GIVEN DATA:
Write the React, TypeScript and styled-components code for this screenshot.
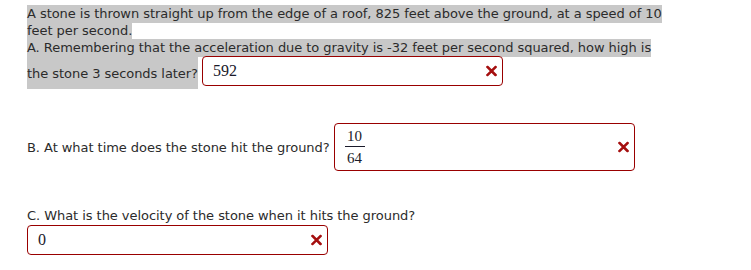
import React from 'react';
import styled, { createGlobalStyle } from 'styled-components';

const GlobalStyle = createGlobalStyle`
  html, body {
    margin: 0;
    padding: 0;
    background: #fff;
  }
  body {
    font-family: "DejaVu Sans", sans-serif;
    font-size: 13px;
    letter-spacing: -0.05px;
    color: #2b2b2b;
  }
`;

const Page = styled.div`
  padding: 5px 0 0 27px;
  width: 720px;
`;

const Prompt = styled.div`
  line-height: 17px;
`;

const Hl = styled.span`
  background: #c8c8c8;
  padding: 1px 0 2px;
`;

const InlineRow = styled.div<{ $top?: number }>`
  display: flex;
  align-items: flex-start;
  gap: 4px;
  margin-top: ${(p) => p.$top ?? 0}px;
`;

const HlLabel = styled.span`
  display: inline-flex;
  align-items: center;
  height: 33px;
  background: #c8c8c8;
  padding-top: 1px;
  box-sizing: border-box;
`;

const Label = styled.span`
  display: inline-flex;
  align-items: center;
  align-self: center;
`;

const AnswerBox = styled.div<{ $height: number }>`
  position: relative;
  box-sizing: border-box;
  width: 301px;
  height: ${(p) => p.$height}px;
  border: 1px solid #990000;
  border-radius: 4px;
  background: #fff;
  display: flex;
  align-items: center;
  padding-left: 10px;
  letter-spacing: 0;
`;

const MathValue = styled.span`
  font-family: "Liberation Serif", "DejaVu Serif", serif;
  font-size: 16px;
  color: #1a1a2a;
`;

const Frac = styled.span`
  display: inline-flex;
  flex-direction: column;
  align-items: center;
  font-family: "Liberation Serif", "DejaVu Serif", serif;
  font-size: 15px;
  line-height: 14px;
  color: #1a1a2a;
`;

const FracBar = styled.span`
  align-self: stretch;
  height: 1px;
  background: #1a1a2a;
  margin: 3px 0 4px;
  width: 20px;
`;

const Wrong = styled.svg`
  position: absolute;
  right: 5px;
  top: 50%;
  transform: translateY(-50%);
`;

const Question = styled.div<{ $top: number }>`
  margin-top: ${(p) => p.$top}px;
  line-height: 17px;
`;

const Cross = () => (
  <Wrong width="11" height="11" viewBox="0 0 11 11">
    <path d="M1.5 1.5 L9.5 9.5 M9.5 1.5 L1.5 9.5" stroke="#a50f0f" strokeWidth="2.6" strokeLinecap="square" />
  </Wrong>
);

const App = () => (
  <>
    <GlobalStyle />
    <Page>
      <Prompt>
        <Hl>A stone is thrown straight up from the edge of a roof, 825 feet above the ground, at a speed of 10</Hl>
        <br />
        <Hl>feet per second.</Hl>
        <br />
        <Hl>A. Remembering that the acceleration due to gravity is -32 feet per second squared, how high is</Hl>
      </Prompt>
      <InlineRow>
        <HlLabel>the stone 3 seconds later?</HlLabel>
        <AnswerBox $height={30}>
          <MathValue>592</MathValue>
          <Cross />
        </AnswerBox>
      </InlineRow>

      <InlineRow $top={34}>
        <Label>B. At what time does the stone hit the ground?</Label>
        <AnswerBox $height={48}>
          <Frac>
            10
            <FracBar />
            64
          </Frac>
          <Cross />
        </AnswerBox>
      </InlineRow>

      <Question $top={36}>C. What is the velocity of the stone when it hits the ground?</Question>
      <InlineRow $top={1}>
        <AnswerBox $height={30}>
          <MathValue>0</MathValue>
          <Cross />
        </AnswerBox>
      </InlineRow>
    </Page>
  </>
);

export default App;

PROBLEM TO SOLVE: Leave the images out, please, and restate each line word for word.

ANSWER:
Write the React, TypeScript and styled-components code for this screenshot.
import React from 'react';
import styled, { createGlobalStyle } from 'styled-components';

const GlobalStyle = createGlobalStyle`
  html, body {
    margin: 0;
    padding: 0;
    background: #fff;
  }
  body {
    font-family: "DejaVu Sans", sans-serif;
    font-size: 13px;
    letter-spacing: -0.05px;
    color: #2b2b2b;
  }
`;

const Page = styled.div`
  padding: 5px 0 0 27px;
  width: 720px;
`;

const Prompt = styled.div`
  line-height: 17px;
`;

const Hl = styled.span`
  background: #c8c8c8;
  padding: 1px 0 2px;
`;

const InlineRow = styled.div<{ $top?: number }>`
  display: flex;
  align-items: flex-start;
  gap: 4px;
  margin-top: ${(p) => p.$top ?? 0}px;
`;

const HlLabel = styled.span`
  display: inline-flex;
  align-items: center;
  height: 33px;
  background: #c8c8c8;
  padding-top: 1px;
  box-sizing: border-box;
`;

const Label = styled.span`
  display: inline-flex;
  align-items: center;
  align-self: center;
`;

const AnswerBox = styled.div<{ $height: number }>`
  position: relative;
  box-sizing: border-box;
  width: 301px;
  height: ${(p) => p.$height}px;
  border: 1px solid #990000;
  border-radius: 4px;
  background: #fff;
  display: flex;
  align-items: center;
  padding-left: 10px;
  letter-spacing: 0;
`;

const MathValue = styled.span`
  font-family: "Liberation Serif", "DejaVu Serif", serif;
  font-size: 16px;
  color: #1a1a2a;
`;

const Frac = styled.span`
  display: inline-flex;
  flex-direction: column;
  align-items: center;
  font-family: "Liberation Serif", "DejaVu Serif", serif;
  font-size: 15px;
  line-height: 14px;
  color: #1a1a2a;
`;

const FracBar = styled.span`
  align-self: stretch;
  height: 1px;
  background: #1a1a2a;
  margin: 3px 0 4px;
  width: 20px;
`;

const Wrong = styled.svg`
  position: absolute;
  right: 5px;
  top: 50%;
  transform: translateY(-50%);
`;

const Question = styled.div<{ $top: number }>`
  margin-top: ${(p) => p.$top}px;
  line-height: 17px;
`;

const Cross = () => (
  <Wrong width="11" height="11" viewBox="0 0 11 11">
    <path d="M1.5 1.5 L9.5 9.5 M9.5 1.5 L1.5 9.5" stroke="#a50f0f" strokeWidth="2.6" strokeLinecap="square" />
  </Wrong>
);

const App = () => (
  <>
    <GlobalStyle />
    <Page>
      <Prompt>
        <Hl>A stone is thrown straight up from the edge of a roof, 825 feet above the ground, at a speed of 10</Hl>
        <br />
        <Hl>feet per second.</Hl>
        <br />
        <Hl>A. Remembering that the acceleration due to gravity is -32 feet per second squared, how high is</Hl>
      </Prompt>
      <InlineRow>
        <HlLabel>the stone 3 seconds later?</HlLabel>
        <AnswerBox $height={30}>
          <MathValue>592</MathValue>
          <Cross />
        </AnswerBox>
      </InlineRow>

      <InlineRow $top={34}>
        <Label>B. At what time does the stone hit the ground?</Label>
        <AnswerBox $height={48}>
          <Frac>
            10
            <FracBar />
            64
          </Frac>
          <Cross />
        </AnswerBox>
      </InlineRow>

      <Question $top={36}>C. What is the velocity of the stone when it hits the ground?</Question>
      <InlineRow $top={1}>
        <AnswerBox $height={30}>
          <MathValue>0</MathValue>
          <Cross />
        </AnswerBox>
      </InlineRow>
    </Page>
  </>
);

export default App;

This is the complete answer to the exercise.